Pollock didn’t return to play until Sept. 2, and the Diamondbacks were well on their way to the worst record in baseball.
”I think just getting back to play at the end last year was a big deal,” he said. ”I put it behind me. It’s something I’ve moved on from but obviously I learned a lot.”
Now he is considered a major building block in the rehabilitation of the Diamondbacks.
Pollock always was a strong defensive player. The hitting, particularly the power, came more recently, the result he said of hard work that was paying off.
”I felt like I made another leap just in terms of growing as a hitter,” he said. ”So anytime you do that, you kind of have a better understanding of what you’re doing. That will give you confidence in itself.”
Friend and teammate Cody Ross said Pollock is strong in every aspect of the game.
”He’s one of those players that can do everything,” Ross said. ”He can hit for power, hit for average, plays great defense, has got a great arm, a true five-tool guy. And he’s got incredible makeup that’s huge, just a very humble hard worker and fantastic teammate. The future is obviously super-bright for him.”
Pollock said he worked so hard on hitting because he didn’t want to be a one-dimensional player.
”I think it’s kind of short-changing yourself if you’re not trying to be everything,” he said. ”You’ve got a game out there where you’ve got to play defense and you’ve got to run the bases and you’ve got to hit. You’ve got to be a good team leader, a good teammate, a good example. There’s always something to work on.”

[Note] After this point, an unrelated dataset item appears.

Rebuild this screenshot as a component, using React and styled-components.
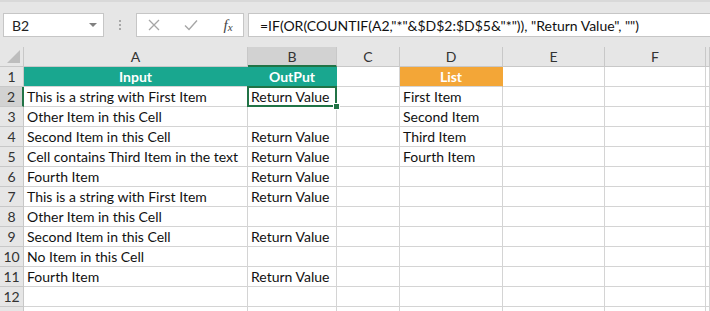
import React from "react";
import styled, { createGlobalStyle, css } from "styled-components";

const Global = createGlobalStyle`
  html, body { margin: 0; padding: 0; background: #e6e6e6; }
  body { width: 710px; height: 311px; overflow: hidden; font-family: Lato, "Open Sans", sans-serif; }
`;

const Page = styled.div`
  width: 710px;
  height: 311px;
  overflow: hidden;
  background: #e6e6e6;
  border-top: 2px solid #d9d9d9;
  box-sizing: border-box;
`;

const FormulaBar = styled.div`
  display: flex;
  align-items: stretch;
  height: 24px;
  margin-top: 11px;
  padding-left: 3px;
`;

const NameBox = styled.div`
  width: 101px;
  box-sizing: border-box;
  background: #fff;
  border: 1px solid #c6c6c6;
  display: flex;
  align-items: center;
  justify-content: space-between;
  padding: 0 6px 0 8px;
  font-size: 14px;
  color: #222;
`;

const Arrow = styled.span`
  width: 0;
  height: 0;
  border-left: 4px solid transparent;
  border-right: 4px solid transparent;
  border-top: 4px solid #808080;
`;

const Grip = styled.div`
  width: 32px;
  display: flex;
  flex-direction: column;
  align-items: center;
  justify-content: center;
  gap: 2px;
  & > span {
    width: 2px;
    height: 2px;
    background: #a8a8a8;
  }
`;

const ButtonsBox = styled.div`
  width: 108px;
  box-sizing: border-box;
  background: #fff;
  border: 1px solid #c6c6c6;
  display: flex;
  align-items: center;
  padding-left: 11px;
`;

const IconSlot = styled.div`
  width: ${(p) => p.$w}px;
  display: flex;
  align-items: center;
  justify-content: center;
`;

const Fx = styled.span`
  font-family: "Liberation Serif", serif;
  font-style: italic;
  font-size: 15px;
  color: #444;
  & > sub {
    font-size: 11px;
    vertical-align: 0;
    position: relative;
    top: 1px;
  }
`;

const FormulaInput = styled.div`
  flex: 1;
  margin-left: 4px;
  background: #fff;
  border: 1px solid #c6c6c6;
  border-right: none;
  display: flex;
  align-items: center;
  padding-left: 11px;
  font-size: 14px;
  color: #111;
  white-space: pre;
`;

const Sheet = styled.div`
  margin-top: 10px;
  display: grid;
  grid-template-columns: 24px 224px 89px 63px 103px 102px 101px 1fr;
  grid-auto-rows: 20px;
`;

const cellBase = css`
  box-sizing: border-box;
  border-right: 1px solid #d4d4d4;
  border-bottom: 1px solid #d4d4d4;
  white-space: nowrap;
  overflow: visible;
`;

const Corner = styled.div`
  ${cellBase};
  background: #e6e6e6;
  border-right-color: #c8c8c8;
  border-bottom-color: #c8c8c8;
  position: relative;
  &::after {
    content: "";
    position: absolute;
    right: 3px;
    bottom: 3px;
    width: 0;
    height: 0;
    border-left: 13px solid transparent;
    border-bottom: 13px solid #bdbdbd;
  }
`;

const ColHeader = styled.div`
  ${cellBase};
  background: ${(p) => (p.$sel ? "#d2d2d2" : "#e6e6e6")};
  border-right-color: #c8c8c8;
  border-bottom: ${(p) => (p.$sel ? "2px solid #217346" : "1px solid #c8c8c8")};
  display: flex;
  align-items: center;
  justify-content: center;
  font-size: 14px;
  color: #333;
`;

const RowHeader = styled.div`
  ${cellBase};
  background: ${(p) => (p.$sel ? "#d2d2d2" : "#e6e6e6")};
  border-right: ${(p) => (p.$sel ? "2px solid #217346" : "1px solid #c8c8c8")};
  border-bottom-color: #c8c8c8;
  display: flex;
  align-items: flex-end;
  justify-content: center;
  padding-bottom: 1px;
  font-size: 14px;
  color: #333;
`;

const fills = {
  teal: "#19a78f",
  orange: "#f3a637",
};

const Cell = styled.div`
  ${cellBase};
  position: relative;
  background: #fff;
  display: flex;
  align-items: flex-end;
  justify-content: ${(p) => (p.$center ? "center" : "flex-start")};
  padding: 0 0 1px 3px;
  font-size: 14px;
  color: #111;
  ${(p) =>
    p.$fill &&
    css`
      background: ${fills[p.$fill]};
      border-right-color: ${fills[p.$fill]};
      color: #fff;
      font-weight: 700;
      padding-left: 0;
    `}
  ${(p) =>
    p.$active &&
    css`
      &::before {
        content: "";
        position: absolute;
        left: -1px;
        top: -1px;
        right: -1px;
        bottom: -1px;
        border: 2px solid #217346;
        pointer-events: none;
      }
      &::after {
        content: "";
        position: absolute;
        right: -4px;
        bottom: -4px;
        width: 5px;
        height: 5px;
        background: #217346;
        border: 1px solid #fff;
        z-index: 2;
      }
    `}
`;

const cols = ["A", "B", "C", "D", "E", "F", ""];

const rows = [
  { n: 1, a: "Input", b: "OutPut", d: "List", header: true },
  { n: 2, a: "This is a string with First Item", b: "Return Value", d: "First Item" },
  { n: 3, a: "Other Item in this Cell", b: "", d: "Second Item" },
  { n: 4, a: "Second Item in this Cell", b: "Return Value", d: "Third Item" },
  { n: 5, a: "Cell contains Third Item in the text", b: "Return Value", d: "Fourth Item" },
  { n: 6, a: "Fourth Item", b: "Return Value" },
  { n: 7, a: "This is a string with First Item", b: "Return Value" },
  { n: 8, a: "Other Item in this Cell", b: "" },
  { n: 9, a: "Second Item in this Cell", b: "Return Value" },
  { n: 10, a: "No Item in this Cell", b: "" },
  { n: 11, a: "Fourth Item", b: "Return Value" },
  { n: 12, a: "", b: "" },
  { n: null, a: "", b: "" },
];

const CrossIcon = () => (
  <svg width="12" height="12" viewBox="0 0 12 12">
    <path d="M1 1 L11 11 M11 1 L1 11" stroke="#a6a6a6" strokeWidth="1.3" fill="none" />
  </svg>
);

const CheckIcon = () => (
  <svg width="14" height="12" viewBox="0 0 14 12">
    <path d="M1 6.5 L5 10.5 L13 1.5" stroke="#a6a6a6" strokeWidth="1.4" fill="none" />
  </svg>
);

export default function App() {
  return (
    <Page>
      <Global />
      <FormulaBar>
        <NameBox>
          <span>B2</span>
          <Arrow />
        </NameBox>
        <Grip>
          <span />
          <span />
          <span />
        </Grip>
        <ButtonsBox>
          <IconSlot $w={12}>
            <CrossIcon />
          </IconSlot>
          <IconSlot $w={24} />
          <IconSlot $w={14}>
            <CheckIcon />
          </IconSlot>
          <IconSlot $w={22} />
          <IconSlot $w={16}>
            <Fx>
              f<sub>x</sub>
            </Fx>
          </IconSlot>
        </ButtonsBox>
        <FormulaInput>{'=IF(OR(COUNTIF(A2,"*"&$D$2:$D$5&"*")), "Return Value", "")'}</FormulaInput>
      </FormulaBar>
      <Sheet>
        <Corner />
        {cols.map((c, i) => (
          <ColHeader key={i} $sel={c === "B"}>
            {c}
          </ColHeader>
        ))}
        {rows.map((r, i) => (
          <React.Fragment key={i}>
            <RowHeader $sel={r.n === 2}>{r.n}</RowHeader>
            <Cell $fill={r.header ? "teal" : undefined} $center={r.header}>
              {r.a}
            </Cell>
            <Cell $fill={r.header ? "teal" : undefined} $center={r.header} $active={r.n === 2}>
              {r.b}
            </Cell>
            <Cell />
            <Cell $fill={r.header ? "orange" : undefined} $center={r.header}>
              {r.d || ""}
            </Cell>
            <Cell />
            <Cell />
            <Cell />
          </React.Fragment>
        ))}
      </Sheet>
    </Page>
  );
}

Manager Chip Hale has Pollock penciled in as leadoff hitter.
”He’s got that blend of power and speed,” Hale said. ”… He’s an extremely intelligent baseball player. He understands the game. He understands what we want to do. He was on the way to being an All-Star last year before he got hurt.”
All that praise aside, the 27-year-old outfielder prefers to believe he is fighting for his job.
”I always feel like I’ve got to prove myself to everyone,” he said. ”I want to go out and just show them I want to be the guy, I want to be the guy in the middle of the field. I want them to say, `Yeah, there’s no doubt.”’
Whether he listens or not, it’s already been said.